In Defense of Our Obsessions

Thomas Millay on Rita Felski

Rita Felski. Hooked: Art and Attachment. The University of Chicago Press, 2020. $22.50 (paperback).
Recently, I found myself watching an interview with the Irish fiction author Sally Rooney. She gave cogent answers to questions, cycling between her philosophical theory of the novel and her own instinctual practices of writing. Near the end of the program, an audience member stands up and says: “I have two questions, because I’m obsessed with you.”

My cheeks instantly flushed out of embarrassment for this questioner. But I found myself wondering: why should someone be embarrassed of an obsession with Sally Rooney? It is not as if Rooney’s writing is fluff; there’s really nothing here for an academic to be embarrassed of, rationally speaking. Inwardly, even as an academic, I don’t think there’s anything wrong with liking Sally Rooney. But that someone would openly admit to having an intense affinity—that should not be done, at least according to the affect welling up in me.

There is a whole pedagogy of repression, a schooling in the squelching of attachment, that went into producing my response of vicarious shame. It is precisely this education in the suppression of sentiment which Rita Felski means to address and dismantle in Hooked. In her previous book The Limits of Critique, Felski laments the narrowing of scholarly aesthetic discussions to methods of unmasking and debunking which purport to show what a given work is really about. Humanities scholarship, according to Felski, is dominated by a “mood” of suspicion and a “stance” of detachment. Both of these combine to define supposedly serious academic work as that which stands back from a given aesthetic object in order to expose its hidden complicities. Hooked constitutes the sequel to The Limits of Critique, laying out a positive paradigm for how we might relate to works of art beyond the narrow confines we often place on them.

The Limits of Critique generated a good deal of theoretical excitement and animated discussion, receiving coverage in The Chronicle of Higher Education as well longer assessments by scholars such as Robert T. Tally, Jr. The success of the book is ironic, in that it is a critique of critique, a suspicion of suspicion. It thus fits the “mood” of scholarship as it is currently practiced and is perhaps successful on account of its employment of the very critical mood it takes to task. If its positive companion Hooked were to be a failure, if it were only a gesture toward what positive appreciations of art might be, such a situation would therefore both demonstrate the truth of the argument in The Limits of Critique (namely, the ubiquity of criticism in the humanities) while also displaying Felski’s inability to escape the dominant paradigm.
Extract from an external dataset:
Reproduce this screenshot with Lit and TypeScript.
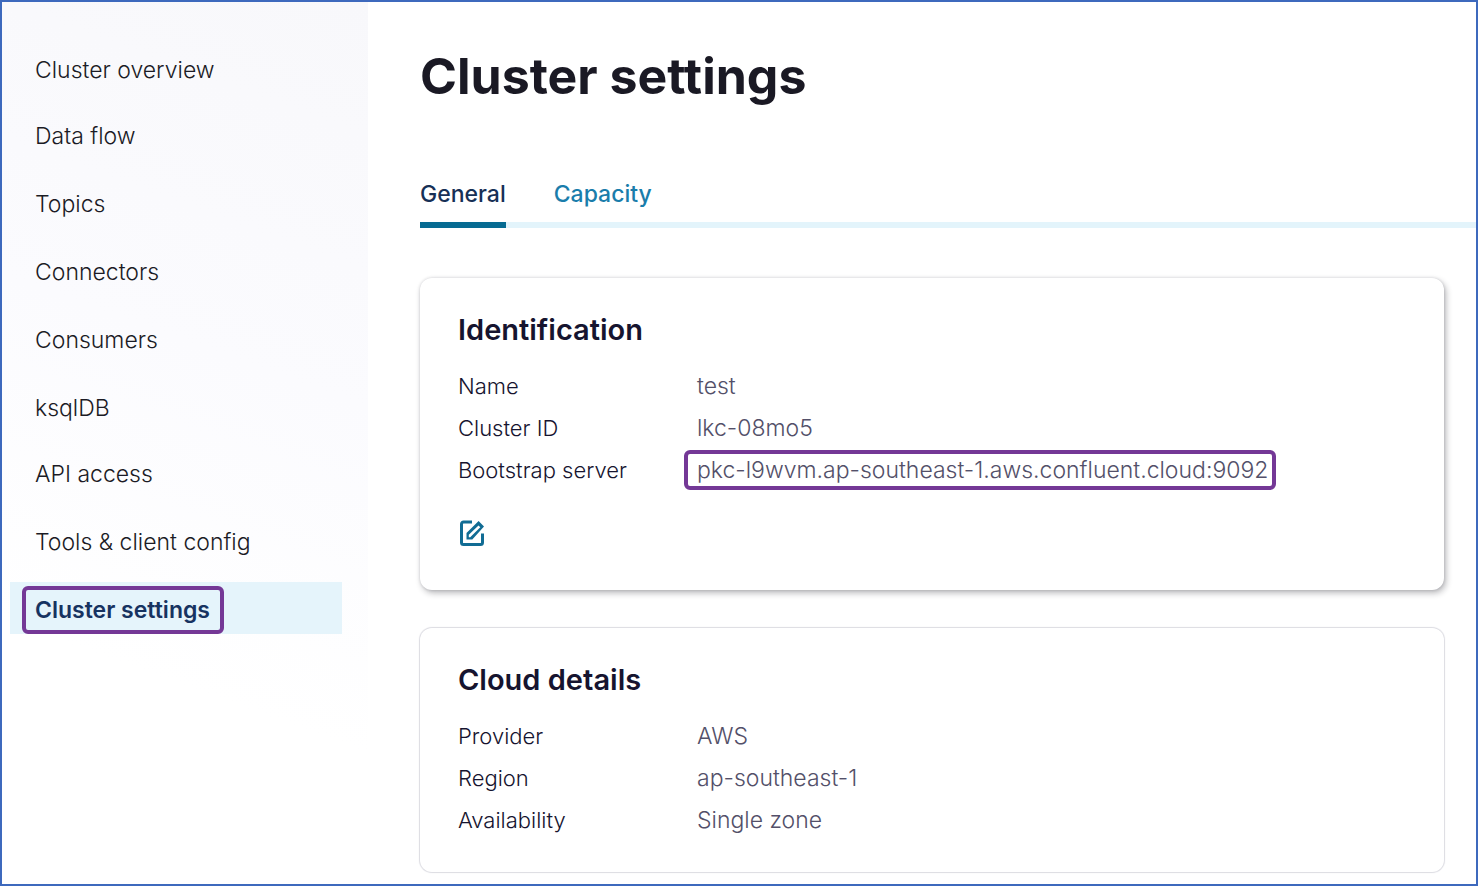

Thankfully, Hooked is a success. Felski shows that we can positively appreciate art through her generative discussions of attachment, attunement, commitment, care, the reality of fictional characters, and the networks that make any aesthetic experience possible. As a pedagogical example of her approach, Felski highlights Brain Glavey, who discovered in the teaching of a class that his students loved the Frank O’Hara poem “Having a Coke with You.” Instead of critiquing his students as hopelessly commodified consumers, Glavey extended his students’ attachment to the poem, placing it within larger contexts, such as that of the role of art can play in queer affirmation and the sharing of aesthetic affinities as a mode of friendship.

The philosophical stakes of Hooked are high: Felski resists the Kantian and German Idealist opposition of immediacy and reflection, proposing instead a practice of reflection that aims to preserve our immediate reactions to aesthetic objects. Such a philosophical position leads to the endorsement of the genre of memoir as a space of serious aesthetic reflection, a welcome development in an era where much writing on art invokes personal narrative.

Generosity is a core value in Felski’s post-critical hermeneutics. With this in mind, she could be more generous toward the tradition of Marxist criticism. Too often this variety of criticism is painted with a broad brush, as if every Marxist text on aesthetics aims only to expose the hidden ideology of a given work of art. By way of contrast, one could cite Fredric Jameson’s Allegory and Ideology, which is an example par excellence of a Marxist tradition of additive (rather than reductive) interpretation, meaning that Jameson restores the political and economic networks the given artwork participates in, without reducing the work of art to those networks.

But the chief virtue of Hooked is that it encourages scholars to be more honest. We all write about things principally because we are obsessed with them. Yet we are embarrassed to speak of our affinities in terms of obsession. If accepted, Felski’s proposals would lead to aesthetic engagements which speak openly about why the interaction is happening in the first place. Such honesty can only be welcomed as a step forward in that old philosophical project—namely, knowing ourselves.

Thomas J. Millay is a Senior Research Fellow at the Hong Kierkegaard Library, St. Olaf College. He is the author of You Must Change Your Life: Søren Kierkegaard’s Philosophy of Reading (Cascade Press, 2020).